Mr BARRESI (2:30 PM) —My question is addressed to the Minister for Employment and Workplace Relations. Is the minister aware of recent comments on the social consequences of workplace relations reform? What is the minister’s response to these comments?


Mr ANDREWS (Minister for Employment and Workplace Relations and Minister Assisting the Prime Minister for the Public Service) —I thank the member for Deakin for his question and his ongoing interest in this subject. I am aware of some recent comments because the Australian Labor Party is once again running a hysterical scare campaign about workplace relations reform, which sounds more and more desperate as each day goes by. Yesterday the Leader of the Opposition was predicting that some sort of iron curtain would fall on workplaces in Australia. According to an AAP report, the Leader of the Opposition told the Labor caucus yesterday about workplace relations reform:

This is about the fundamental underpinnings of our democracy.

…            …            …

It’s important to remember that when the eastern European system cracked, that wasn’t a product of newspaper editorials, it wasn’t a product of student action, it was a product of trade union action through Solidarity.

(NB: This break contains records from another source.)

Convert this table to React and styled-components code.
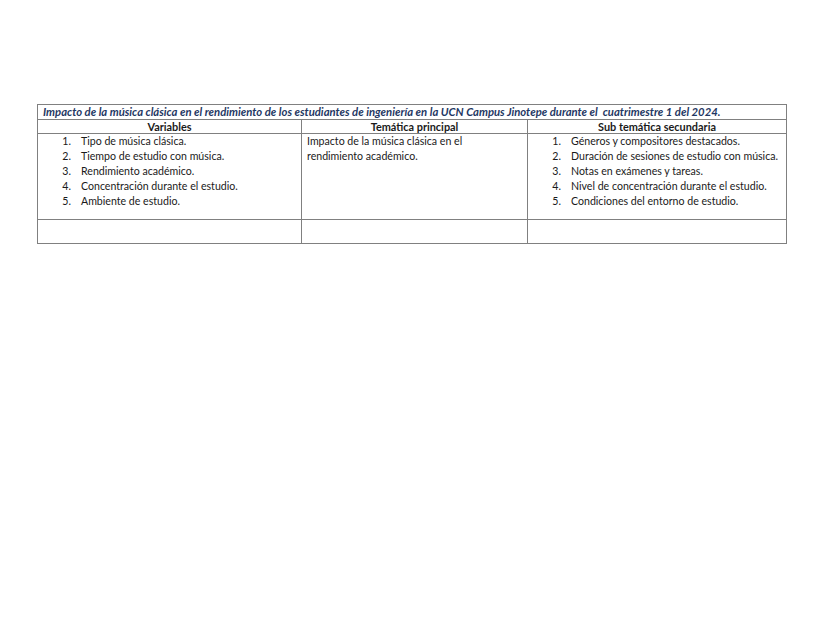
import React from 'react';
import styled, { createGlobalStyle } from 'styled-components';

const variables = [
  'Tipo de música clásica.',
  'Tiempo de estudio con música.',
  'Rendimiento académico.',
  'Concentración durante el estudio.',
  'Ambiente de estudio.',
];

const subTemas = [
  'Géneros y compositores destacados.',
  'Duración de sesiones de estudio con música.',
  'Notas en exámenes y tareas.',
  'Nivel de concentración durante el estudio.',
  'Condiciones del entorno de estudio.',
];

const GlobalStyle = createGlobalStyle`
  html, body {
    margin: 0;
    padding: 0;
    background: #ffffff;
  }
  body {
    font-family: Lato, "Open Sans", sans-serif;
    color: #1a1a1a;
  }
`;

const Page = styled.div`
  width: 829px;
  height: 640px;
  padding: 104px 0 0 37px;
  box-sizing: border-box;
`;

const Table = styled.table`
  border-collapse: collapse;
  width: 749px;
  table-layout: fixed;
  font-size: 10.6px;
`;

const Cell = styled.td`
  border: 1px solid #808080;
  padding: 0 5px;
  vertical-align: top;
  line-height: ${({ $lh }) => $lh || 15}px;
  height: ${({ $h }) => ($h ? `${$h}px` : 'auto')};
  text-align: ${({ $center }) => ($center ? 'center' : 'left')};
`;

const HeadCell = styled(Cell)`
  text-align: center;
  font-weight: 700;
  font-size: 10.9px;
`;

const Title = styled.span`
  font-style: italic;
  font-weight: 700;
  font-size: 11.3px;
  color: #1f3864;
  white-space: pre;
`;

const List = styled.ol`
  margin: 0;
  padding: 0;
  list-style: none;
`;

const Item = styled.li`
  display: flex;
  white-space: nowrap;
`;

const Num = styled.span`
  width: 28px;
  text-align: right;
  flex-shrink: 0;
`;

const ItemText = styled.span`
  margin-left: 10px;
`;

function NumberedList({ items }) {
  return (
    <List>
      {items.map((t, i) => (
        <Item key={t}>
          <Num>{i + 1}.</Num>
          <ItemText>{t}</ItemText>
        </Item>
      ))}
    </List>
  );
}

export default function App() {
  return (
    <Page>
      <GlobalStyle />
      <Table>
        <colgroup>
          <col style={{ width: 264 }} />
          <col style={{ width: 226 }} />
          <col style={{ width: 259 }} />
        </colgroup>
        <tbody>
          <tr>
            <Cell colSpan={3} $lh={13} $h={13}>
              <Title>
                {'Impacto de la música clásica en el rendimiento de los estudiantes de ingeniería en la UCN Campus Jinotepe durante el  cuatrimestre 1 del 2024.'}
              </Title>
            </Cell>
          </tr>
          <tr>
            <HeadCell $lh={13} $h={13}>Variables</HeadCell>
            <HeadCell $lh={13} $h={13}>Temática principal</HeadCell>
            <HeadCell $lh={13} $h={13}>Sub temática secundaria</HeadCell>
          </tr>
          <tr>
            <Cell $h={85}>
              <NumberedList items={variables} />
            </Cell>
            <Cell $h={85}>
              Impacto de la música clásica en el
              <br />
              rendimiento académico.
            </Cell>
            <Cell $h={85}>
              <NumberedList items={subTemas} />
            </Cell>
          </tr>
          <tr>
            <Cell $h={23} />
            <Cell $h={23} />
            <Cell $h={23} />
          </tr>
        </tbody>
      </Table>
    </Page>
  );
}
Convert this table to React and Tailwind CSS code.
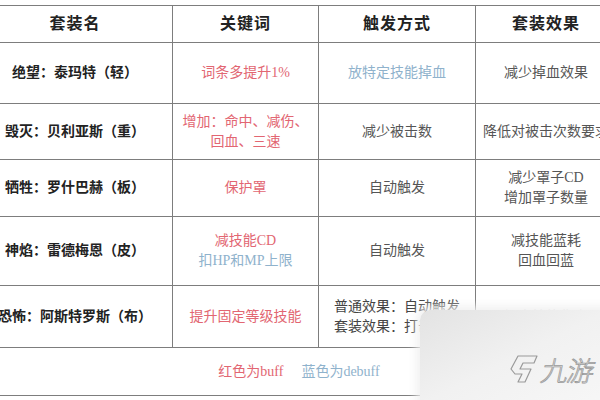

How desperate. According to the Leader of the Opposition, workplace relations reform now equals the death of democracy. He has form on this. In 1996, when we were considering the Workplace Relations Act, the Leader of the Opposition predicted that it would lead Australia:

... straight down the American road on industrial relations legislation, straight down the American road on wages justice, and that produces social dislocation more than anything else.

It was equivalent to what Bill Kelty, the then Secretary of the ACTU, was saying at the time. He said:

If they want a fight, if they want a war, then we’ll have the full symphony, the full symphony, all the pieces, all the clashes and all the music.

They were wrong then. There was no war. Democracy continued to flourish. The iron curtain did not come down on workplaces in Australia. It just shows what a hysterical campaign the Leader of the Opposition is running. The reality is that the opposite happened. They do not like to hear that real wages went up by 14 per cent and industrial disputation has declined in this country. The Financial Review got it right today in an editorial entitled ‘Beazley’s pointless huffing and puffing’, which stated:

... it would be far better for the party’s leaders to haul themselves out of the foetal position on reform - which they have also adopted on workplace relations ...

We have heard that the Leader of the Opposition is determined not to determine a position on taxation. We just wish that he would determine to make a determination about workplace relations reform rather than continuing the scaremongering that he has been involved in for the last 10 years.